Homemade sausage with a soft filling may be the worst choice. At high baking temperatures, it will turn into an unsightly mass. As for the so-called Brühwurst (or parboiled sausage), this option is rather doubtful as well. Although a dish may turn out to be quite tasty, it can’t be called the original recipe. It will be a cake that vaguely resembles a traditional Italian pizza.

Although parboiled sausages should be given their due, they are quite suitable for homemade pies as an affordable and budget-friendly option. They perfectly withstand the heat treatment. If you adjust a cooking time correctly, this filling will not dry out and retain its softness.

How to Choose the Right Sausage

Try to buy a new type of sausage where you can taste it. Most often, these are small private shops or markets. In supermarkets, everything is sold in plastic packaging, and you can try it only at home.

If you do find a place where you can try a sausage, carefully examine its slice. It should be thin, but dense, solid, and smooth at a cut. Nothing (pieces of fat, for example) should stick out or fall out. Try a bite then. If you didn’t like the sausage taste from the first bite, do not buy it. Most likely, it will not be very good at pizza either.

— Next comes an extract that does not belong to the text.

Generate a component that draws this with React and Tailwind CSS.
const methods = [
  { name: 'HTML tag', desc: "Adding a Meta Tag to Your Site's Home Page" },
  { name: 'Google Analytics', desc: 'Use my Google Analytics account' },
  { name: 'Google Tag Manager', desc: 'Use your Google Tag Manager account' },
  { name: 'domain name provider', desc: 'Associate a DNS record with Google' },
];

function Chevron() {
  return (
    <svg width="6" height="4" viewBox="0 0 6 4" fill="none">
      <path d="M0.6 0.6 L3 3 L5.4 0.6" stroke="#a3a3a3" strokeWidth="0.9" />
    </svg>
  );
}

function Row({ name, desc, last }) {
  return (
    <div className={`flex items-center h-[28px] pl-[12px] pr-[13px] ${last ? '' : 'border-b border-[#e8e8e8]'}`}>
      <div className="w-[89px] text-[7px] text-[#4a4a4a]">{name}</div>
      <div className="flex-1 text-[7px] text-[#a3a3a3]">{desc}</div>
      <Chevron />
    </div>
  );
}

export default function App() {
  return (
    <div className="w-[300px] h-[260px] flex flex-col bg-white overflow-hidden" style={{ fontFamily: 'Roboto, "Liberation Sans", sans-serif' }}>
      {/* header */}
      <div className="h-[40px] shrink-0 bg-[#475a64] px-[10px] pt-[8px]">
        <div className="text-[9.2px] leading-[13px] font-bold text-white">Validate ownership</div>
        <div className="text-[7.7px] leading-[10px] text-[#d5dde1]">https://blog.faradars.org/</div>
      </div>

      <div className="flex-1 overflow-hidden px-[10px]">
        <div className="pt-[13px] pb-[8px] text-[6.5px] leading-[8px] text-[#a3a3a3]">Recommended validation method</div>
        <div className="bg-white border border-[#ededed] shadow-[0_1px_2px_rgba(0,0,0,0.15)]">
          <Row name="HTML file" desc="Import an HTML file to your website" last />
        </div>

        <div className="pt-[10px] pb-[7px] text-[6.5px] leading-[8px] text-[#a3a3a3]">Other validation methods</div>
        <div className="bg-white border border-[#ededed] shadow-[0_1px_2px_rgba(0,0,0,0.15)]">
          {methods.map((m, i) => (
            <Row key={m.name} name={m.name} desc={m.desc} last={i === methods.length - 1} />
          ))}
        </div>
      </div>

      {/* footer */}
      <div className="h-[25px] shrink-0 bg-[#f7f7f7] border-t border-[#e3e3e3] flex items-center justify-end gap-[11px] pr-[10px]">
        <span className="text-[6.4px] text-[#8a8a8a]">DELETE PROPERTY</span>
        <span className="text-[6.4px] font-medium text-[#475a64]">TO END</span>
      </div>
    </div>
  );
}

In general, try to focus on your own taste. Spices are the soul of any sausage. Imagine a combination of flavors: tomato sauce, crispy crust, hot mozzarella — and the sausage you want to buy. If, in your opinion, it should be tasty, then take it.

Can Meat Be Added to Pizza?

However, other semi-smoked and smoked sausages can also go for homemade pies. Some chefs add pieces of chicken or ham to their pizzas. This cooking method does not contradict the Italian canons and can give a delicious result. Ham, chicken, boiled pork, of course, have excellent taste. And they may harmonize well with traditional yeast dough, tomato sauce, and cheese. The main thing is that the meat shouldn’t be too fatty; otherwise, it will melt, and all your work done will be ruined.

Quick FAQ

Should I add spices to salami pizza?

Regardless of what products you use for topping, tomato sauce always comes with spices. Their combination can be different, but usually, oregano, basil, marjoram, rosemary, thyme, parsley, and coriander are also used in addition to salt. For homemade pizza to be the same as in a restaurant, adding all the spices to the sauce itself or the dough is better. Fresh herbs can be chopped and garnished with them in the finished dish. In Italy, it is considered chic if a chef has their own recipe for a spice mix. So don’t be afraid to experiment to find the perfect match.

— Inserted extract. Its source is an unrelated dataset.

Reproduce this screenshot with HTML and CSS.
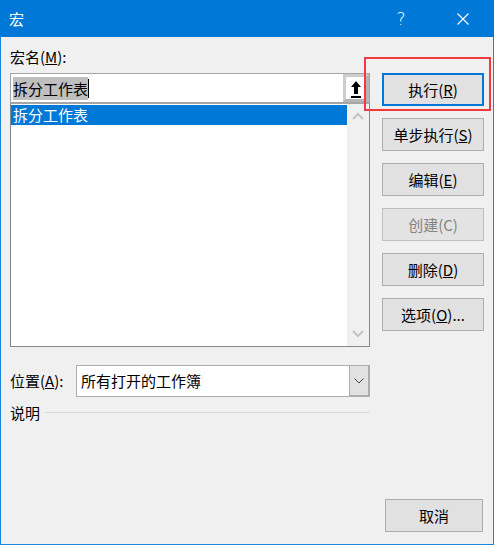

Do I need to pre-process a sausage?

Sausage, especially those described above, are ready-to-eat. You don’t need to boil or fry it. If you got a product with an artificial casing, remove it before placing it on your pizza. Meat — prosciutto or boiled pork — is also sold after heat treatment, so you can use it safely straight from the package.

What types of pizza is sausage used in?

You can find sausage in such pizzas as Quattro stagioni / four seasons and Diabola. Hawaiian pizza requires ham. North American pizzerias use sausages in Altoona-style, Detroit-style, and Quad City-style pizzas. There are quite a few such options with sausages, of course, not all of them follow the Italian culinary tradition.

Final Thoughts About Sausage in Pizza

Cooking is an art. Sometimes with minimal effort, you get an ingenious result, and sometimes you get wasted time. But anyway, making homemade pizza is fun. Know traditional recipes, but never be afraid to experiment with toppings and spices.